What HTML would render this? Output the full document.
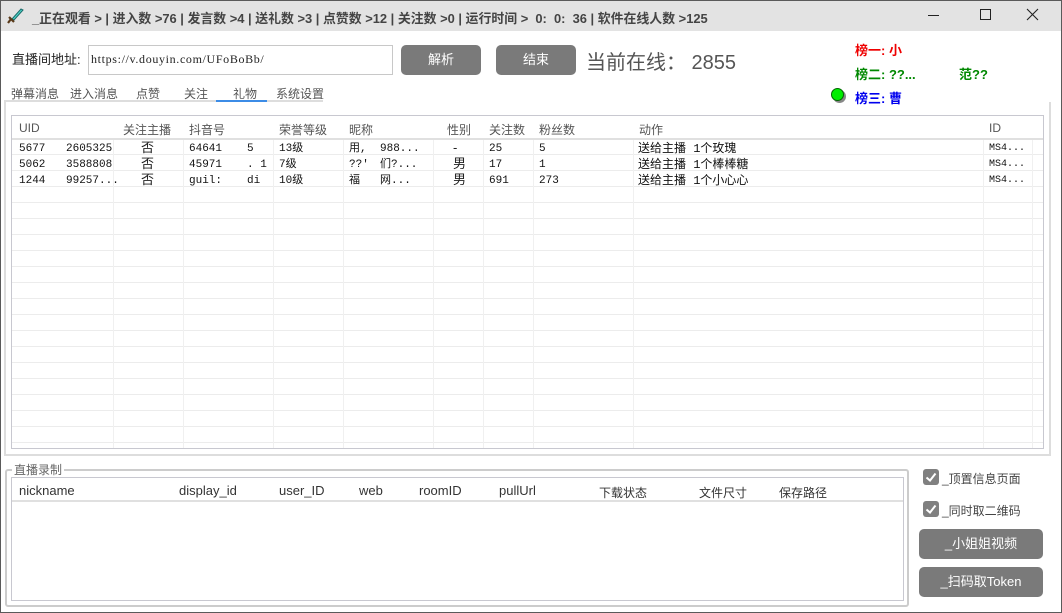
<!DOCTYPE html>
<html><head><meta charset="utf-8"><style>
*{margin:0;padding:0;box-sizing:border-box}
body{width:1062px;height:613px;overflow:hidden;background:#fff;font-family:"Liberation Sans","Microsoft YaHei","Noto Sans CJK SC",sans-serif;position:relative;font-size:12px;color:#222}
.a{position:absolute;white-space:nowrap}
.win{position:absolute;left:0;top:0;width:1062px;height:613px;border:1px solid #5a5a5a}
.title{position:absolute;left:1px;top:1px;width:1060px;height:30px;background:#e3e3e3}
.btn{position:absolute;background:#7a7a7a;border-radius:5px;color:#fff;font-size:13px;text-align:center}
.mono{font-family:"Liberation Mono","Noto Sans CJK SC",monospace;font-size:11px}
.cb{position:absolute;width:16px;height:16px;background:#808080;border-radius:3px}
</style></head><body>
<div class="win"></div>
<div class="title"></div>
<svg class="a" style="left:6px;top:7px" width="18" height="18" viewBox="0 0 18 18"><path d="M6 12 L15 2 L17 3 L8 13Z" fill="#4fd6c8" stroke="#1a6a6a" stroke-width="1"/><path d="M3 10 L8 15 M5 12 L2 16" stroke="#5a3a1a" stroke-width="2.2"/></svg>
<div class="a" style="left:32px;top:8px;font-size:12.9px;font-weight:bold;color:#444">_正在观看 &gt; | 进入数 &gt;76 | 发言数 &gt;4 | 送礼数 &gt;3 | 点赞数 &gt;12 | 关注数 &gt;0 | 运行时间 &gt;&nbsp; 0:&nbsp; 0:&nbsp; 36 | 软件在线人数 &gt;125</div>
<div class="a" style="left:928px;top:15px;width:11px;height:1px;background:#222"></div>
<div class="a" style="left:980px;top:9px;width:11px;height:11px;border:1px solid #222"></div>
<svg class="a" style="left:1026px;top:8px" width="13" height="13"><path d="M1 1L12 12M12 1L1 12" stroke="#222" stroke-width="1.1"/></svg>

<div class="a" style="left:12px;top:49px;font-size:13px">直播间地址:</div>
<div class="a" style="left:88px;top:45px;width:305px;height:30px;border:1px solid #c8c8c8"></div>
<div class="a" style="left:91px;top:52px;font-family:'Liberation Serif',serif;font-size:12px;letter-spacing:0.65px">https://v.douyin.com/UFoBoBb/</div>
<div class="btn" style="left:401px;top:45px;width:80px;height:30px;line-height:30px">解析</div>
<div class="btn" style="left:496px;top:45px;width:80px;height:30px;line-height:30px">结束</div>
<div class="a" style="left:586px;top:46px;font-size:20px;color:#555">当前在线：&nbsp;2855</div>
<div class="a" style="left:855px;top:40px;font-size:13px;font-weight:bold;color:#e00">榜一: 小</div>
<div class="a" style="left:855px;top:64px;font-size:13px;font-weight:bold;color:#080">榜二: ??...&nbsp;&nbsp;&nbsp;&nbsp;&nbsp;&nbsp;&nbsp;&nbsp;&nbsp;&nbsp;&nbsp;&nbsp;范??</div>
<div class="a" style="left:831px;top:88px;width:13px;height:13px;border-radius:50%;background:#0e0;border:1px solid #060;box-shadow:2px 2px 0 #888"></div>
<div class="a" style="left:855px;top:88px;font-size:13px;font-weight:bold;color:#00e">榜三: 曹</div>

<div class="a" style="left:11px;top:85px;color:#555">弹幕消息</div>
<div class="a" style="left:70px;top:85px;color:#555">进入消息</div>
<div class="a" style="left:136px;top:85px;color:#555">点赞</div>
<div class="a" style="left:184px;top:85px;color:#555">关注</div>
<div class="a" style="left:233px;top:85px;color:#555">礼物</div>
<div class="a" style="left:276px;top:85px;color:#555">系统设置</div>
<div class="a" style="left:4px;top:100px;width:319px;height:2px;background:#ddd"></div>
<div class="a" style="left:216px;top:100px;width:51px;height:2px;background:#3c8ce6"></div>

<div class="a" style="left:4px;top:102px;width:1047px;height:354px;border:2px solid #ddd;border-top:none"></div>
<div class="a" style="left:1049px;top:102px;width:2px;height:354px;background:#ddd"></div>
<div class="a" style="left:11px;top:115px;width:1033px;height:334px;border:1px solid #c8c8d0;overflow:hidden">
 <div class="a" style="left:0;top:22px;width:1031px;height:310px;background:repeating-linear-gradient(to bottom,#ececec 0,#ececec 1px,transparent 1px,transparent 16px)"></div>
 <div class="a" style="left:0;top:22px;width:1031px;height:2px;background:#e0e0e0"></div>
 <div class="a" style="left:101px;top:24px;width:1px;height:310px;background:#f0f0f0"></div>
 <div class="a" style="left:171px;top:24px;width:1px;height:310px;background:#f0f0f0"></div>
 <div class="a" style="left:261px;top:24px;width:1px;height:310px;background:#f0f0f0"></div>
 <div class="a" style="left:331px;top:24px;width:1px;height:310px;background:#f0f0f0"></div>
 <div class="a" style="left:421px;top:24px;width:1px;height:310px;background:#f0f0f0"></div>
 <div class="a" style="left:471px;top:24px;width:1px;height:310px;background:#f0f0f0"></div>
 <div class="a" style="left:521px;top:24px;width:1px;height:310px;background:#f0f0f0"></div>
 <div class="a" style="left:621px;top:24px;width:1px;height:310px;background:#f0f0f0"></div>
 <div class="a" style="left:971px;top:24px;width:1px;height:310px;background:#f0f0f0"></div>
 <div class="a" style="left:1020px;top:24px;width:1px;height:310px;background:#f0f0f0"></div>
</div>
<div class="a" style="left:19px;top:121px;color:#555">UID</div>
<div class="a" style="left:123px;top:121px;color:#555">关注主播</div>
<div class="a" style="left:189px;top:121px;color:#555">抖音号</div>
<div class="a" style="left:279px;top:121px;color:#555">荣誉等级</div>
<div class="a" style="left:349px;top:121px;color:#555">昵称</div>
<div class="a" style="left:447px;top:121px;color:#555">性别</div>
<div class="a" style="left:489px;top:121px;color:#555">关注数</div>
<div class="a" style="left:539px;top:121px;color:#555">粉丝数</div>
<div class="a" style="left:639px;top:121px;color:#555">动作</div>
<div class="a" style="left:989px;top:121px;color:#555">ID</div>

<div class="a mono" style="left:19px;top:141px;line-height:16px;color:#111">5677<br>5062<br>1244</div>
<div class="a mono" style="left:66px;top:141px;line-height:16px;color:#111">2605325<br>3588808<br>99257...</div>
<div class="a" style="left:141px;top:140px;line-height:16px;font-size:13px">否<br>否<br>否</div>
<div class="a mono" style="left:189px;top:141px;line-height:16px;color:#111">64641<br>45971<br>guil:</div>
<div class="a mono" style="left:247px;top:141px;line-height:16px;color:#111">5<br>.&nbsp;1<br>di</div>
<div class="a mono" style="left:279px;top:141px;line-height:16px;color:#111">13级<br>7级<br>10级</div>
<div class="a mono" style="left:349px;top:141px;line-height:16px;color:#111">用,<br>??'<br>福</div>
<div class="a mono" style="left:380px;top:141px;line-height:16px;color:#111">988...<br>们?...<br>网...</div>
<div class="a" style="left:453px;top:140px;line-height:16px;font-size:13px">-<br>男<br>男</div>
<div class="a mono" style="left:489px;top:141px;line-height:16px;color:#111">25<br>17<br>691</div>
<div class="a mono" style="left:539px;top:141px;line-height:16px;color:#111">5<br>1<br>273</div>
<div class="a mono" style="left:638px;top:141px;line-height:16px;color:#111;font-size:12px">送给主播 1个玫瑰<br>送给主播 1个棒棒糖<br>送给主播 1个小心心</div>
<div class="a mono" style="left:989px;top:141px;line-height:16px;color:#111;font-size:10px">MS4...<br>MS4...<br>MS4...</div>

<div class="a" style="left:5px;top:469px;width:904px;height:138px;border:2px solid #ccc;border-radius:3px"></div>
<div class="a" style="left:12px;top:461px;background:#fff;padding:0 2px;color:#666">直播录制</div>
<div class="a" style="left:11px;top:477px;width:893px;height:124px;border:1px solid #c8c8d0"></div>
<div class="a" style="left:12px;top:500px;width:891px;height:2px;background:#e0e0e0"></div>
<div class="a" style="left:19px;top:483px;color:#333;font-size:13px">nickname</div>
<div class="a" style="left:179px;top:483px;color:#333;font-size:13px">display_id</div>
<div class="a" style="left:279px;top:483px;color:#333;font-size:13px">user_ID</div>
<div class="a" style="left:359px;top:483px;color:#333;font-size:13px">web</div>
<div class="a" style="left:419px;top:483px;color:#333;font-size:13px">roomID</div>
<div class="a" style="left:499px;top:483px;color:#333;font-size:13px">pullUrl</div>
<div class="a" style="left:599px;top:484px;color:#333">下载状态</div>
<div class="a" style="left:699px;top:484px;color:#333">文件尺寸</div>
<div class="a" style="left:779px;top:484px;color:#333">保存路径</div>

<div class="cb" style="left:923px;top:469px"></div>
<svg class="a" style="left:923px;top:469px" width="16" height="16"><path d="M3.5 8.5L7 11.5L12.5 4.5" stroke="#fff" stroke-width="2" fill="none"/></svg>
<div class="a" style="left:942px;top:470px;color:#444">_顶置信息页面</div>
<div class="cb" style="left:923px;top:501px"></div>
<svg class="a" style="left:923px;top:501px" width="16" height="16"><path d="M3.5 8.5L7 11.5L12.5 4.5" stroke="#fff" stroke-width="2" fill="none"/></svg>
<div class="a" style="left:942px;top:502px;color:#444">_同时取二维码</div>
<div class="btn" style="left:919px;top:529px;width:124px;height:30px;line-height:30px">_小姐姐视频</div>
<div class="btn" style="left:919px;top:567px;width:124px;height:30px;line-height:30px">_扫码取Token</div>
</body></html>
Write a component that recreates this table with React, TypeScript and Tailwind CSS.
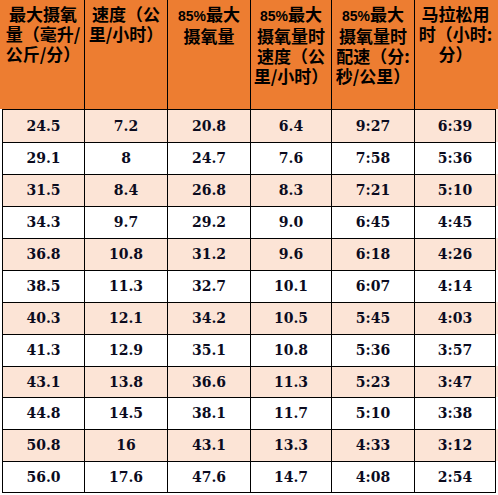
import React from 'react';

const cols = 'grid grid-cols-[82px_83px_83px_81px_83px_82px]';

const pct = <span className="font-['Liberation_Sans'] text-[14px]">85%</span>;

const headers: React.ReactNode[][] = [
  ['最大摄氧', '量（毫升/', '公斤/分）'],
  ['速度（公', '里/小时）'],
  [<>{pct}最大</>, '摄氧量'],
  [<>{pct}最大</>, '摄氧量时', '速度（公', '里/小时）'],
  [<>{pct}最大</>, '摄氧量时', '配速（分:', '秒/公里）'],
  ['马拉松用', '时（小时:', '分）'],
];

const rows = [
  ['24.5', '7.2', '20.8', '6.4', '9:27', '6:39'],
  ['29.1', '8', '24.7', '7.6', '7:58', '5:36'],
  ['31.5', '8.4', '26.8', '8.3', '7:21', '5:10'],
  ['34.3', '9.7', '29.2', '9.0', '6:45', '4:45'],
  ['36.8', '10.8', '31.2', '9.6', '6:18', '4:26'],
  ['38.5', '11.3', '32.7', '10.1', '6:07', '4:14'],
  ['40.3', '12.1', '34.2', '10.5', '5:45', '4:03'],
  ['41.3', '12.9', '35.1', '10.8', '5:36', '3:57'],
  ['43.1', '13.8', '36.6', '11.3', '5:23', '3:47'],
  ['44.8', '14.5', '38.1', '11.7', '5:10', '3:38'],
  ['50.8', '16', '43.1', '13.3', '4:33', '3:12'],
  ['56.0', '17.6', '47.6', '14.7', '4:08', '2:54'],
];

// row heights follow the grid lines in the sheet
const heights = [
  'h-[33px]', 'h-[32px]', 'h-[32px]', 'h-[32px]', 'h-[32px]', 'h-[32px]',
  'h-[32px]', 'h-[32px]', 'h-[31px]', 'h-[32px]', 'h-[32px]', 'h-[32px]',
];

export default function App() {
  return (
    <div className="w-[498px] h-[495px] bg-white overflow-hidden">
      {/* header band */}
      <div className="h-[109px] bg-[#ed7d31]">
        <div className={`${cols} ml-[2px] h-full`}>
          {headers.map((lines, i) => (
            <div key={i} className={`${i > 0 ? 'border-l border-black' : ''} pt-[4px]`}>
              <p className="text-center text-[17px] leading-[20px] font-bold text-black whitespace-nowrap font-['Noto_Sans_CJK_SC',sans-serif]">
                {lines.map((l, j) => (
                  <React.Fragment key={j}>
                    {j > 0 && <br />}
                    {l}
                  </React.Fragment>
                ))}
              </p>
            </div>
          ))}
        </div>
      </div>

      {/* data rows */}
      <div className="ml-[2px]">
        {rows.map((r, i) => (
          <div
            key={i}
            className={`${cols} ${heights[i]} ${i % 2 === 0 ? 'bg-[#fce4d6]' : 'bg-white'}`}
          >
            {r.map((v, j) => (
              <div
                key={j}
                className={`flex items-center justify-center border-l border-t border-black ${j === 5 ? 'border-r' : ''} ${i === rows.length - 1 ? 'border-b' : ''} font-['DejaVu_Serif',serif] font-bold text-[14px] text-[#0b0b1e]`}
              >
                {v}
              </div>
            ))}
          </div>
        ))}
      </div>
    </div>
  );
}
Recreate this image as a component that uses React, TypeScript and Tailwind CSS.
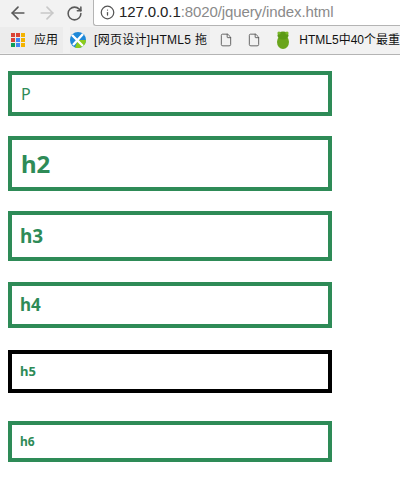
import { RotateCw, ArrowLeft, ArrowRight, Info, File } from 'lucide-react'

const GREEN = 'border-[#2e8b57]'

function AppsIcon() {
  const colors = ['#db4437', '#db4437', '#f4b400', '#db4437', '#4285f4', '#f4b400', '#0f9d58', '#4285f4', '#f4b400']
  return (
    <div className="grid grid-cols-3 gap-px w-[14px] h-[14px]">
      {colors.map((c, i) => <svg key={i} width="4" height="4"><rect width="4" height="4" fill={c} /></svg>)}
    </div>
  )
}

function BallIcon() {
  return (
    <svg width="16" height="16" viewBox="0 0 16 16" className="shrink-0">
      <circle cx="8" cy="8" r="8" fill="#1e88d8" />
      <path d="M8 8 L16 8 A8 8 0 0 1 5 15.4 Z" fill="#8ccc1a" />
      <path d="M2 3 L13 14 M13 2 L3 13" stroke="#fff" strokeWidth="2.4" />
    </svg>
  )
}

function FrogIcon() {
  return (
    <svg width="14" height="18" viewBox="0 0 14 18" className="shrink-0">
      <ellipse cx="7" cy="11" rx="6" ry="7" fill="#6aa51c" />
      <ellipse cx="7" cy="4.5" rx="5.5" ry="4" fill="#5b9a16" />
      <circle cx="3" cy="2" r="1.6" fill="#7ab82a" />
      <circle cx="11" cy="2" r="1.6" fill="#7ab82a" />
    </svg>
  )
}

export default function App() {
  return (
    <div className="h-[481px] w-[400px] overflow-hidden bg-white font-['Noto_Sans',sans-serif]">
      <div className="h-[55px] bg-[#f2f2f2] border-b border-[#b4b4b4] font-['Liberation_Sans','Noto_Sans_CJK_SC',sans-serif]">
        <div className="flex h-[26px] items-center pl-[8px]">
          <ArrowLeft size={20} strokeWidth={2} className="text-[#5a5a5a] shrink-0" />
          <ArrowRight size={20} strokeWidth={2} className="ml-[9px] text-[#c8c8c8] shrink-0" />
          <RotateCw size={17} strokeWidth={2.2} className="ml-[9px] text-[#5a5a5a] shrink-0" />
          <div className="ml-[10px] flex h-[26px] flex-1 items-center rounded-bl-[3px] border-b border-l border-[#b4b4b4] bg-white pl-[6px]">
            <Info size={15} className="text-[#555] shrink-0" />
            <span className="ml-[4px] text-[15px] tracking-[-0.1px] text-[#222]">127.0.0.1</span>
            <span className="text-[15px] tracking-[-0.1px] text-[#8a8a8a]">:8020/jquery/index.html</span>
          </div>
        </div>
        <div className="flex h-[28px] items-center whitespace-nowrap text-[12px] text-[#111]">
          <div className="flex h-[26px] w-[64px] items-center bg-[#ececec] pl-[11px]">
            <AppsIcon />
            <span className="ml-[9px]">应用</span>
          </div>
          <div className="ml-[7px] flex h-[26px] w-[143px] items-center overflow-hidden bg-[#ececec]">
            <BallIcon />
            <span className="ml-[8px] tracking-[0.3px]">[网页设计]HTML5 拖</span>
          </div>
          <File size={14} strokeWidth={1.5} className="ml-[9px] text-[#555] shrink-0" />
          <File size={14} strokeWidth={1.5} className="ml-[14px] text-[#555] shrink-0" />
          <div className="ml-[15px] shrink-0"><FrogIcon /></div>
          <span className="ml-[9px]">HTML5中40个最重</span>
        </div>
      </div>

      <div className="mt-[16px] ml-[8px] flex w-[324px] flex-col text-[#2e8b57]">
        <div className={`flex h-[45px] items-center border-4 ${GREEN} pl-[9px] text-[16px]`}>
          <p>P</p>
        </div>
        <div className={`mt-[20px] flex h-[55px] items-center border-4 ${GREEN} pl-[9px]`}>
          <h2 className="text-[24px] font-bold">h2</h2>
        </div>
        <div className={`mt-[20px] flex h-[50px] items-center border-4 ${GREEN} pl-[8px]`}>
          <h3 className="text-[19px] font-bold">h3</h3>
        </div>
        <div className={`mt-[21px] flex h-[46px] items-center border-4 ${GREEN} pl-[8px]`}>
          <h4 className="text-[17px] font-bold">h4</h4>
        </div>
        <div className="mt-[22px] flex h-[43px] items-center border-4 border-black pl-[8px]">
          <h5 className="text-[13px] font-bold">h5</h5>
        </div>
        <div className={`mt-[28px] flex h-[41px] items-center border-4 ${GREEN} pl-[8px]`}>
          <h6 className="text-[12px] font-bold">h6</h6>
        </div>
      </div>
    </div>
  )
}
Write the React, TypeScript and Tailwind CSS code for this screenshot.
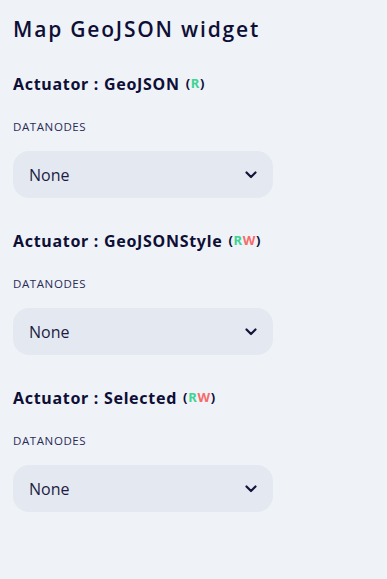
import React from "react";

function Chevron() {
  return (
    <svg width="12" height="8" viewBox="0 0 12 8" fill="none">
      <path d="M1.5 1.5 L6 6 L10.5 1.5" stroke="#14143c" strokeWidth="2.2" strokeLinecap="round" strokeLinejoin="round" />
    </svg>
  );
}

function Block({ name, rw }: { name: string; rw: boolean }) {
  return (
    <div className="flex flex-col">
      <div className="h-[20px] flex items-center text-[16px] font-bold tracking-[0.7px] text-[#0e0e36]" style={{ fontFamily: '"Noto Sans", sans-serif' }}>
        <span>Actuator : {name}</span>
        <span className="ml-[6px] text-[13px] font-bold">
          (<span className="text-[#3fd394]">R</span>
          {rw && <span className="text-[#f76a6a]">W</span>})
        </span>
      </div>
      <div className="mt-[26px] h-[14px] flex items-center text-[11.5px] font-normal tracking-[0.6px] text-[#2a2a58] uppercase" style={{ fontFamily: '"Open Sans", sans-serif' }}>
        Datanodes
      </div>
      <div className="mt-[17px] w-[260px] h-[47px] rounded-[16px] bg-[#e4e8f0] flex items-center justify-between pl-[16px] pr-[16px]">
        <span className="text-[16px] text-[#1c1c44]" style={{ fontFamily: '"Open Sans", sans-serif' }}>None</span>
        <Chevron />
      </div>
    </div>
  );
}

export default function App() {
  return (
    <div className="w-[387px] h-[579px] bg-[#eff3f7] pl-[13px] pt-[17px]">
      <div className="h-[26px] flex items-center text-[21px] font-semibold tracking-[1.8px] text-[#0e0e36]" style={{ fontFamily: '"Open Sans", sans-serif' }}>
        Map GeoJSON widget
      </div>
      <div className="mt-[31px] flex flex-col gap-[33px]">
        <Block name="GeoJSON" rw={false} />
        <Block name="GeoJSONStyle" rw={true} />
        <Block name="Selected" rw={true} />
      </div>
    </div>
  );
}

Exercise goal: Please take the lines from the beginning of the data above through the line holding "1L12 12M12 1L1" and transcribe them exactly, without any pictures.

Response to this exercise:
What HTML would render this? Output the full document.
<!DOCTYPE html>
<html><head><meta charset="utf-8"><style>
*{margin:0;padding:0;box-sizing:border-box}
body{width:1062px;height:613px;overflow:hidden;background:#fff;font-family:"Liberation Sans","Microsoft YaHei","Noto Sans CJK SC",sans-serif;position:relative;font-size:12px;color:#222}
.a{position:absolute;white-space:nowrap}
.win{position:absolute;left:0;top:0;width:1062px;height:613px;border:1px solid #5a5a5a}
.title{position:absolute;left:1px;top:1px;width:1060px;height:30px;background:#e3e3e3}
.btn{position:absolute;background:#7a7a7a;border-radius:5px;color:#fff;font-size:13px;text-align:center}
.mono{font-family:"Liberation Mono","Noto Sans CJK SC",monospace;font-size:11px}
.cb{position:absolute;width:16px;height:16px;background:#808080;border-radius:3px}
</style></head><body>
<div class="win"></div>
<div class="title"></div>
<svg class="a" style="left:6px;top:7px" width="18" height="18" viewBox="0 0 18 18"><path d="M6 12 L15 2 L17 3 L8 13Z" fill="#4fd6c8" stroke="#1a6a6a" stroke-width="1"/><path d="M3 10 L8 15 M5 12 L2 16" stroke="#5a3a1a" stroke-width="2.2"/></svg>
<div class="a" style="left:32px;top:8px;font-size:12.9px;font-weight:bold;color:#444">_正在观看 &gt; | 进入数 &gt;76 | 发言数 &gt;4 | 送礼数 &gt;3 | 点赞数 &gt;12 | 关注数 &gt;0 | 运行时间 &gt;&nbsp; 0:&nbsp; 0:&nbsp; 36 | 软件在线人数 &gt;125</div>
<div class="a" style="left:928px;top:15px;width:11px;height:1px;background:#222"></div>
<div class="a" style="left:980px;top:9px;width:11px;height:11px;border:1px solid #222"></div>
<svg class="a" style="left:1026px;top:8px" width="13" height="13"><path d="M1 1L12 12M12 1L1 12" stroke="#222" stroke-width="1.1"/></svg>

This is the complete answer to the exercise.